China: Beijing. Xiāngshān Gōngyuán (香山公园 – Fragrant Hills Park. )
It’s been a while since I last posted a travel post here. Actually, since I’ve been in Beijing, I haven’t gone on any trips outside of the city, so it was no surprise that I was quite eager to set out on my little adventure this morning. With Em away, and the whole day to myself, I decided to brave the Beijing transportation system (and my understand of it) and head out of the city to one of the local parks, Xiāngshān Gōngyuán (香山公园), or in English, Fragrant Hills Park. I mentioned earlier in the week that I had already been to many of the attractions in Beijing during previous trips here, however the park was a little further than I had
been before, so I was excited about seeing a new part of Beijing.
Fragrant Hills Park is a public park at the foot of the Western Mountains in the Haidian District, in the northwestern part of Beijing, China. It covers 1.6 km² (395 acres) and consists of a natural pine-cypress forest, hills with maple trees, smoke trees and persimmon trees, as well as landscaped areas with traditional architecture and cultural relics. The name derives from the park’s highest peak, Xianglu Feng (Incense Burner Peak), a 557 meters (1827 ft) hill with two large stones resembling incense burners at the top.
I was glad to see that not many people were out and about today in the park. One of my biggest fears about travelling here in Beijing is being stuck with thousands of other people at a place that is meant for peace and quiet, but with only a handful of people scattered around the park, at times it felt like I was the only one there, a rare feat here in Beijing.
The park itself was stunning, and have been told it’s even more stunning in autumn when the leaves start changing colour to reds and browns. I’ll have to keep that as a side note and come back here in October/November to witness it (and no doubt along with half the population of Beijing).
Of course I took my camera with me and took lots of photos. I’ve attached quite a few to the post, so please feel free to have a look, although I’ve decided not to give them all commentary. Transportation information and prices can be found below the photos.
Please click here to see the photos (for China residents, please you hidefap.com to view the flickr images – copy and paste the address into the site).
A gift from the U.S.S.R. – a coffin for Dr. Sun Yatsen.
This interesting tree is actually the site of three trees. The first tree died after a few centuries, and another one grew in the middle. That tree died after a few more centuries and a final tree now grows within that tree.
What a truly wonderful way to spend the first half of my day. Seeing as it was overcast, my photos came out well, and I didn’t have to deal with the heat one usually expects during the Beijing summer.

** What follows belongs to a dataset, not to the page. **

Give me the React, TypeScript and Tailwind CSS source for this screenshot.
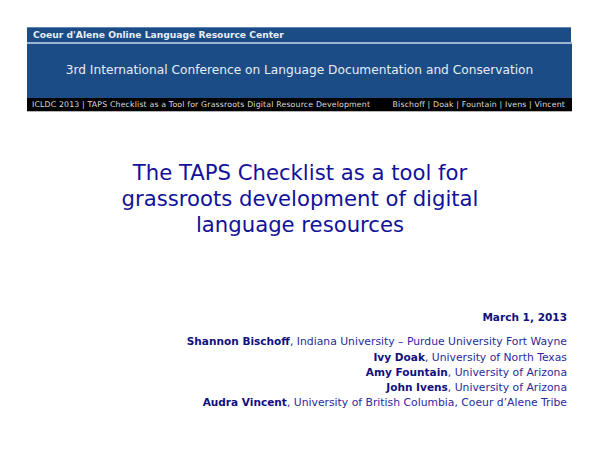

Transport; I took the subway to Beigongmen. Frome outside the subway station, I caught the 696 bus (from 北宫门) to Xiangshan (香山). You used to be able to catch the 634 bus, but it looks like it has been cancelled and joined with the 538 bus, which I took back to the subway station.
Rating: 7.5/10 A good, quiet place to go in Beijing. It took me about an hour and a half to get there from home, which wasn’t bad seeing as I live on the other side of the city. While there aren’t many activities, the hike to the mountain (which I didn’t do) is long, but not overly challenging.